This February marks the 10-year anniversary of Jewish Disability Awareness and Inclusion Month (JDAIM). It’s a time for all of us to learn, grow and pay tribute to those in our communities who face obstacles in their day-to-day lives. In honor of JDAIM, we’re celebrating three “Jewish Gems” who have excelled while living with a physical handicap, and the achievements they’ve made in their fields.
Pascale Bercovitch was a rising gymnastics star in France when, at 17, she lost both legs after slipping on the tracks in front of an oncoming train. Her family thought her life was over, but seven months after becoming paraplegic, Bercovitch moved to Israel to pursue her goal of joining the Israel Defense Forces, accepting a volunteer position at an IDF army base. She later worked as a journalist and documentary filmmaker before deciding to put her natural athletic skills to good use after being asked in 2007 to join the Israeli Paralympic rowing team. Though Bercovitch had never practiced the sport, and had only 10 months to pick it up, the team made it to the finals of the 2008 Summer Paralympics. She later picked up para-cycling, handcycling and is now a formidable paracanoe athlete, representing Israel on the world stage. Pascale’s inherent belief in herself and her fearless pursuit of her goals has also made her an inspirational motivational speaker around the world.

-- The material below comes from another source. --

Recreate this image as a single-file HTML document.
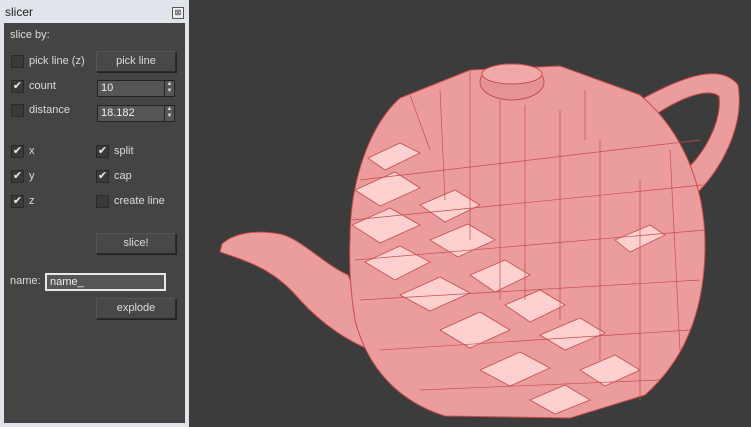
<!DOCTYPE html>
<html><head><style>
body{margin:0;width:751px;height:427px;background:#3c3c3c;overflow:hidden;position:relative;font-family:"Liberation Sans",sans-serif;font-size:11px;color:#dcdcdc}
.panel{position:absolute;left:0;top:0;width:189px;height:427px;background:#dfe5eb}
.title{position:absolute;left:5px;top:5px;color:#222;font-size:12px}
.close{position:absolute;left:172px;top:7px;width:10px;height:10px;border:1px solid #555;background:#eee;font-size:8px;line-height:10px;text-align:center;color:#333}
.body{position:absolute;left:4px;top:23px;width:181px;height:400px;background:#444}
.t{position:absolute;color:#dcdcdc}
.cb{position:absolute;width:11px;height:11px;background:#3a3a3a;border:1px solid #2a2a2a;color:#eee;font-size:11px;line-height:11px;text-align:center}
.btn{position:absolute;width:78px;height:19px;background:#484848;border:1px solid #2a2a2a;border-top-color:#555;border-left-color:#555;box-shadow:1px 1px 0 #222;text-align:center;line-height:19px;color:#dcdcdc}
.sp{position:absolute;width:63px;height:15px;background:#555;border:1px solid #222;line-height:15px;padding-left:3px;color:#eee}
.arr{position:absolute;width:9px;height:15px;background:#555;border:1px solid #222;font-size:6px;line-height:7px;text-align:center;color:#ddd}
</style></head><body>
<div class="panel">
<div class="title">slicer</div><div class="close">⊠</div>
<div class="body"></div>
</div>
<div class="t" style="left:10px;top:29px">slice by:</div>
<div class="cb" style="left:11px;top:55px"></div><div class="t" style="left:29px;top:55px">pick line (z)</div>
<div class="btn" style="left:96px;top:51px">pick line</div>
<div class="cb" style="left:11px;top:80px">✔</div><div class="t" style="left:29px;top:80px">count</div>
<div class="sp" style="left:97px;top:80px">10</div><div class="arr" style="left:164px;top:80px">▲<br>▼</div>
<div class="cb" style="left:11px;top:104px"></div><div class="t" style="left:29px;top:104px">distance</div>
<div class="sp" style="left:97px;top:105px">18.182</div><div class="arr" style="left:164px;top:105px">▲<br>▼</div>
<div class="cb" style="left:11px;top:145px">✔</div><div class="t" style="left:29px;top:145px">x</div>
<div class="cb" style="left:96px;top:145px">✔</div><div class="t" style="left:114px;top:145px">split</div>
<div class="cb" style="left:11px;top:170px">✔</div><div class="t" style="left:29px;top:170px">y</div>
<div class="cb" style="left:96px;top:170px">✔</div><div class="t" style="left:114px;top:170px">cap</div>
<div class="cb" style="left:11px;top:195px">✔</div><div class="t" style="left:29px;top:195px">z</div>
<div class="cb" style="left:96px;top:195px"></div><div class="t" style="left:114px;top:195px">create line</div>
<div class="btn" style="left:96px;top:233px">slice!</div>
<div class="t" style="left:10px;top:275px">name:</div>
<div style="position:absolute;left:45px;top:273px;width:114px;height:14px;background:#555;border:2px solid #e8e8e8;color:#eee;padding-left:3px;line-height:14px">name_</div>
<div class="btn" style="left:96px;top:298px">explode</div>

<svg style="position:absolute;left:0;top:0" width="751" height="427" viewBox="0 0 751 427">
<g stroke="#c84c4c" stroke-width="1" fill="#eb9c9c">
<path d="M640,100 C680,78 720,62 738,85 C745,125 722,170 692,198 L684,172 C708,150 722,118 719,96 C705,86 672,102 645,122 Z"/>
<path d="M348,275 C325,265 300,238 280,234 C258,230 235,232 222,244 L220,252 C250,262 275,270 300,300 C320,322 350,345 385,355 Z"/>
<path d="M350,240 C350,180 370,125 400,98 L470,70 L560,66 L640,95 C682,130 705,185 705,245 C705,315 682,362 645,395 L570,418 L445,416 C400,402 368,370 355,320 C350,290 349,265 350,240 Z"/>
</g>
<g fill="#ffd0d0" stroke="#c84c4c" stroke-width="0.8">
<path d="M368,158 L400,143 L420,153 L385,170 Z"/>
<path d="M355,190 L395,172 L420,188 L380,206 Z"/>
<path d="M352,225 L390,208 L420,225 L380,243 Z"/>
<path d="M420,205 L455,190 L480,205 L445,222 Z"/>
<path d="M365,262 L400,246 L430,262 L395,280 Z"/>
<path d="M430,240 L468,224 L495,240 L458,257 Z"/>
<path d="M400,295 L440,277 L470,293 L430,311 Z"/>
<path d="M470,275 L505,260 L530,275 L495,292 Z"/>
<path d="M505,305 L540,290 L565,305 L530,322 Z"/>
<path d="M440,330 L480,312 L510,330 L470,348 Z"/>
<path d="M540,335 L580,318 L605,333 L565,350 Z"/>
<path d="M480,370 L520,352 L550,368 L510,386 Z"/>
<path d="M580,370 L615,355 L640,370 L605,386 Z"/>
<path d="M530,400 L565,385 L590,400 L555,414 Z"/>
<path d="M615,240 L650,225 L665,235 L630,252 Z"/>
</g>
<g stroke="#c84c4c" stroke-width="0.7" fill="none">
<path d="M410,95 L430,150 M470,70 L470,240 M500,100 L500,300 M525,105 L525,300 M560,110 L560,320 M600,140 L600,360 M640,180 L640,400 M670,150 L680,350 M585,90 L585,140 M440,90 L445,200"/>
<path d="M360,180 L700,140 M355,260 L705,230 M360,300 L700,280 M380,350 L690,330 M420,390 L660,380 M352,220 L703,185"/>
</g>
<ellipse cx="512" cy="82" rx="32" ry="18" fill="#e49494" stroke="#c84c4c"/>
<ellipse cx="512" cy="74" rx="30" ry="10" fill="#f0a8a8" stroke="#c84c4c"/>
</svg>
</body></html>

At age 21, American actress Marlee Matlin won the Best Actress Oscar for her performance in Children of a Lesser God — making her the first, and so far only, deaf performer to win an Academy Award. At 18 months old she lost all hearing in her left ear and 80% in her right due to a genetic condition. Growing up in Morton Grove, Illinois, her family joined a synagogue for the deaf, where she learned Hebrew phonetically and had a Bat Mitzvah. She also took acting classes at the International Center on Deafness and the Arts. She was discovered at the age of seventeen by actor Henry Winkler (a Jewish Gem unto himself), which led to her 1986 film debut in Children of a Lesser God. Since then, Marlee has had memorable roles in The West Wing, Seinfeld and the Broadway revival of Spring Awakening; last year she joined the cast of Quantico. Marlee credits her parents and her inclusive Jewish upbringing for her confidence. She is actively involved in many charitable organizations, including her local Jewish Federation, and recently received the Morton E. Ruderman Award for her work advocating for inclusion.
Itzhak Perlman is perhaps the most famous violinist alive today. While millions of people know his name, most are not aware that he’s been a member of the community of people living with disabilities since the tender age of 4, when he contracted polio and lost the use of his legs. Born in Tel Aviv in 1945, on the cusp of Israeli independence, Itzhak became infatuated with the violin after listening to a classical music performance on the radio. At three years old, he was denied admission to a local conservatory for being too small to hold a violin. He decided to teach himself using a toy fiddle. He was finally admitted to the local conservatory, followed by the music academy in Tel Aviv and later the Julliard School in New York City. As a soloist he became a star in both the classical and pop culture world, appearing on The Ed Sullivan Show, at Carnegie Hall, at the White House — including a state dinner for Queen Elizabeth II — on The Tonight Show and even on Sesame Street. Despite his requirement to sit for every performance and his lifelong use of crutches (and, more recently, an electric scooter), Itzhak is one of the world’s leading classical musicians, music educators and symphonic conductors, and continues to perform to this day.